Romney Praises CEO Poised To Cut 30,000 Jobs

GOP presidential hopeful Mitt Romney took some time, in an interview with National Review published Thursday, to praise Hewlett-Packard chief executive Meg Whitman, who lost her 2010 bid to become governor of California. If Whitman, a Republican, had defeated Democrat Jerry Brown, Romney argued, California's finances wouldn’t be in such dire shape now and an $8.5 billion tax hike wouldn’t be on the table:

The governor [Brown] is taking them in the wrong direction. I wish Californians had elected Meg Whitman. She would have been more successful and explained to Californians the need to cut back on spending and eliminate unnecessary programs. There are other states that have very different records. I think it's interesting that the state with the highest or among the highest tax rates in the nation also has the worst or near the worst deficit.

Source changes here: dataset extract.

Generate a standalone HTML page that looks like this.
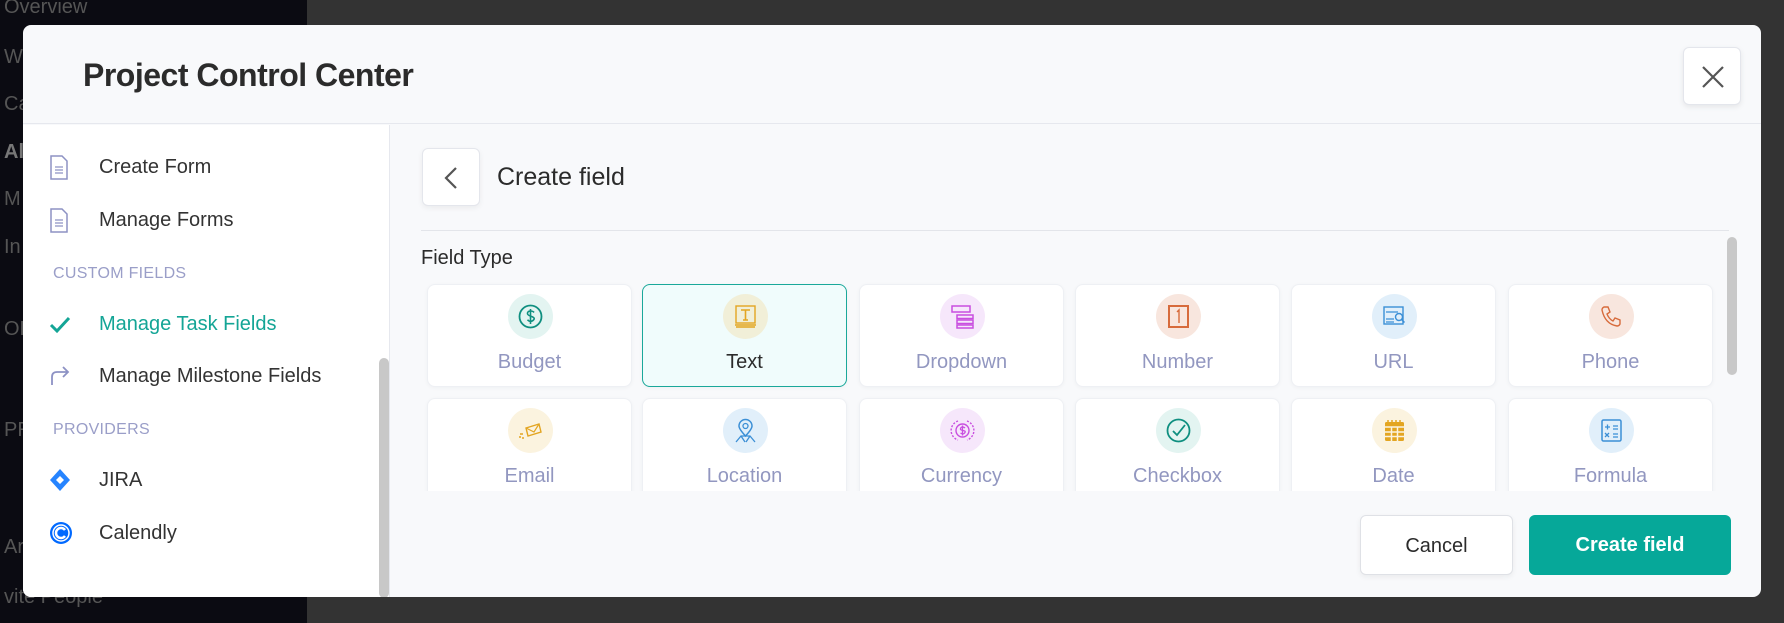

Romney, like Whitman, has contended that his successful record in the private sector means he would know how to increase employment and balance the books while in high public office. But given all the talk of jobs losses and offshoring in this campaign, his praise for former eBay CEO Whitman's cost-cutting chops came at a less-than-fortuitous time. The same day Romney's National Review interview ran, The New York Times reported that Whitman plans on slashing at least 30,000 jobs at HP next week through layoffs and early retirement, while likely sparing its presumably cheaper work force in China:

The executives, who spoke on the condition of anonymity because they were not authorized to speak for the company, said that H.P. would seek layoffs and voluntary retirements from across the company. The total could be as much as 10 percent of H.P.’s 324,000-person work force. China, which is one of H.P.'s highest growth areas, will probably be spared, as will its research and development efforts. Ms. Whitman, who became H.P.'s chief executive last September, "is trying to build a new company," one senior executive said of the job cuts. "You can count this as a part of that."

Now lagging behind many of its tech competitors, Hewlett-Packard had net earnings of $7.1 billion last year, according to the Times.